● **Set problem**
Check each line of the material. Copy those containing "page".
++++
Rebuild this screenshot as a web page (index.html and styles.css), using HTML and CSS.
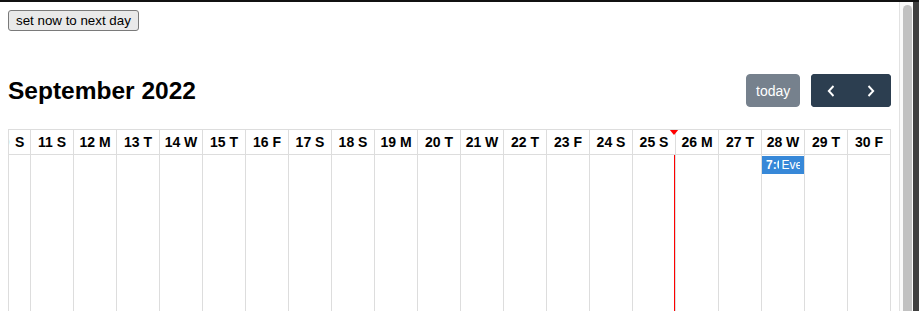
FILE: index.html
```html
<!DOCTYPE html>
<html>
<head>
<meta charset="utf-8">
<link rel="stylesheet" href="styles.css">
</head>
<body>
<div class="topband"></div>
<div class="window">
  <div class="page">
    <button class="native-btn">set now to next day</button>
    <div class="calendar">
      <div class="toolbar">
        <h2 class="title">September 2022</h2>
        <div class="actions">
          <button class="fc-btn today">today</button>
          <div class="btn-group">
            <button class="fc-btn nav" aria-label="prev">
              <svg width="8" height="12" viewBox="0 0 8 12"><path d="M6.5 1 L1.8 6 L6.5 11" fill="none" stroke="#fff" stroke-width="1.9"/></svg>
            </button>
            <button class="fc-btn nav" aria-label="next">
              <svg width="8" height="12" viewBox="0 0 8 12"><path d="M1.5 1 L6.2 6 L1.5 11" fill="none" stroke="#fff" stroke-width="1.9"/></svg>
            </button>
          </div>
        </div>
      </div>
      <div class="timeline">
        <div class="track">
          <div class="head-row">
            <div class="hcell first"><span class="cut">10</span> S</div>
            <div class="hcell">11 S</div>
            <div class="hcell">12 M</div>
            <div class="hcell">13 T</div>
            <div class="hcell">14 W</div>
            <div class="hcell">15 T</div>
            <div class="hcell">16 F</div>
            <div class="hcell">17 S</div>
            <div class="hcell">18 S</div>
            <div class="hcell">19 M</div>
            <div class="hcell">20 T</div>
            <div class="hcell">21 W</div>
            <div class="hcell">22 T</div>
            <div class="hcell">23 F</div>
            <div class="hcell">24 S</div>
            <div class="hcell">25 S</div>
            <div class="hcell">26 M</div>
            <div class="hcell">27 T</div>
            <div class="hcell">28 W</div>
            <div class="hcell">29 T</div>
            <div class="hcell">30 F</div>
          </div>
          <div class="body-row">
            <div class="bcell"></div>
            <div class="bcell"></div>
            <div class="bcell"></div>
            <div class="bcell"></div>
            <div class="bcell"></div>
            <div class="bcell"></div>
            <div class="bcell"></div>
            <div class="bcell"></div>
            <div class="bcell"></div>
            <div class="bcell"></div>
            <div class="bcell"></div>
            <div class="bcell"></div>
            <div class="bcell"></div>
            <div class="bcell"></div>
            <div class="bcell"></div>
            <div class="bcell"></div>
            <div class="bcell"></div>
            <div class="bcell"></div>
            <div class="bcell">
              <div class="event"><span class="ev-time">7:00</span><span class="ev-title">Event</span></div>
            </div>
            <div class="bcell"></div>
            <div class="bcell"></div>
          </div>
        </div>
        <div class="now-arrow"></div>
        <div class="now-line"></div>
      </div>
    </div>
  </div>
  <div class="scrollbar"><div class="thumb"></div></div>
  <div class="edge"></div>
</div>
</body>
</html>
```
FILE: styles.css
```css
html, body {
  margin: 0;
  padding: 0;
  overflow: hidden;
  background: #fff;
  font-family: "Liberation Sans", Arial, sans-serif;
}

.topband {
  height: 2px;
  background: #111;
}

.window {
  display: flex;
  height: 309px;
  overflow: hidden;
}

.page {
  width: 899px;
  flex: none;
  padding: 8px;
  box-sizing: border-box;
  overflow: hidden;
}

.native-btn {
  display: block;
  font-family: "Liberation Sans", Arial, sans-serif;
  font-size: 13.33px;
  line-height: 15px;
  color: #000;
  background: #e9e9e9;
  border: 1px solid #7a7a7a;
  border-radius: 3px;
  padding: 2px 7px;
  margin: 0;
}

.calendar {
  margin-top: 43px;
  font-size: 14px;
}

.toolbar {
  display: flex;
  align-items: center;
  justify-content: space-between;
  height: 33px;
  margin-bottom: 22px;
}

.title {
  margin: 0;
  font-size: 24.5px;
  font-weight: bold;
  line-height: 28px;
  color: #000;
}

.actions {
  display: flex;
  gap: 11px;
}

.fc-btn {
  font-family: "Liberation Sans", Arial, sans-serif;
  font-size: 14px;
  color: #fff;
  background: #2c3e50;
  border: 1px solid #2c3e50;
  height: 33px;
  margin: 0;
  cursor: pointer;
}

.today {
  background: #76818d;
  border-color: #76818d;
  border-radius: 4px;
  padding: 0 9px;
  width: 54px;
}

.btn-group {
  display: flex;
  border-radius: 4px;
  overflow: hidden;
}

.nav {
  width: 40px;
  padding: 0;
  display: flex;
  align-items: center;
  justify-content: center;
}

.nav svg {
  display: block;
}

.timeline {
  position: relative;
  border-left: 1px solid #ddd;
  border-top: 1px solid #ddd;
  overflow: hidden;
  height: 200px;
}

.track {
  margin-left: -21px;
  width: 903px;
}

.head-row, .body-row {
  display: grid;
  grid-template-columns: repeat(21, 43px);
}

.hcell {
  box-sizing: border-box;
  height: 25px;
  border-right: 1px solid #ddd;
  border-bottom: 1px solid #ddd;
  text-align: center;
  font-weight: bold;
  font-size: 14px;
  line-height: 24px;
  color: #000;
  white-space: nowrap;
}

.hcell.first .cut {
  margin-right: 2px;
}

.bcell {
  box-sizing: border-box;
  height: 180px;
  border-right: 1px solid #ddd;
  padding-top: 1px;
}

.event {
  box-sizing: border-box;
  height: 18px;
  background: #3788d8;
  border: 1px solid #3788d8;
  color: #fff;
  font-size: 12px;
  line-height: 16px;
  padding: 0 3px;
  white-space: nowrap;
  overflow: hidden;
  display: flex;
}

.ev-time {
  font-weight: bold;
  width: 12.5px;
  overflow: hidden;
  flex: none;
}

.ev-title {
  margin-left: 3px;
  flex: 1;
  min-width: 0;
  overflow: hidden;
}

.now-arrow {
  position: absolute;
  top: -1px;
  left: 660px;
  width: 0;
  height: 0;
  border-style: solid;
  border-width: 6px 5px 0 5px;
  border-color: red transparent transparent transparent;
}

.now-line {
  position: absolute;
  top: 25px;
  bottom: 0;
  left: 665px;
  width: 1px;
  background: red;
}

.scrollbar {
  width: 14px;
  flex: none;
  box-sizing: border-box;
  border-left: 1px solid #e2e2e2;
  background: #fafafa;
  padding: 3px 1px 0 3px;
}

.thumb {
  width: 9px;
  height: 100%;
  background: #c1c1c1;
  border-radius: 5px 5px 0 0;
}

.edge {
  flex: 1;
  background: #3e3e3e;
}
```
++++
● **Finished exercise**
Rebuild this screenshot as a web page (index.html and styles.css), using HTML and CSS.
  <div class="page">
.page {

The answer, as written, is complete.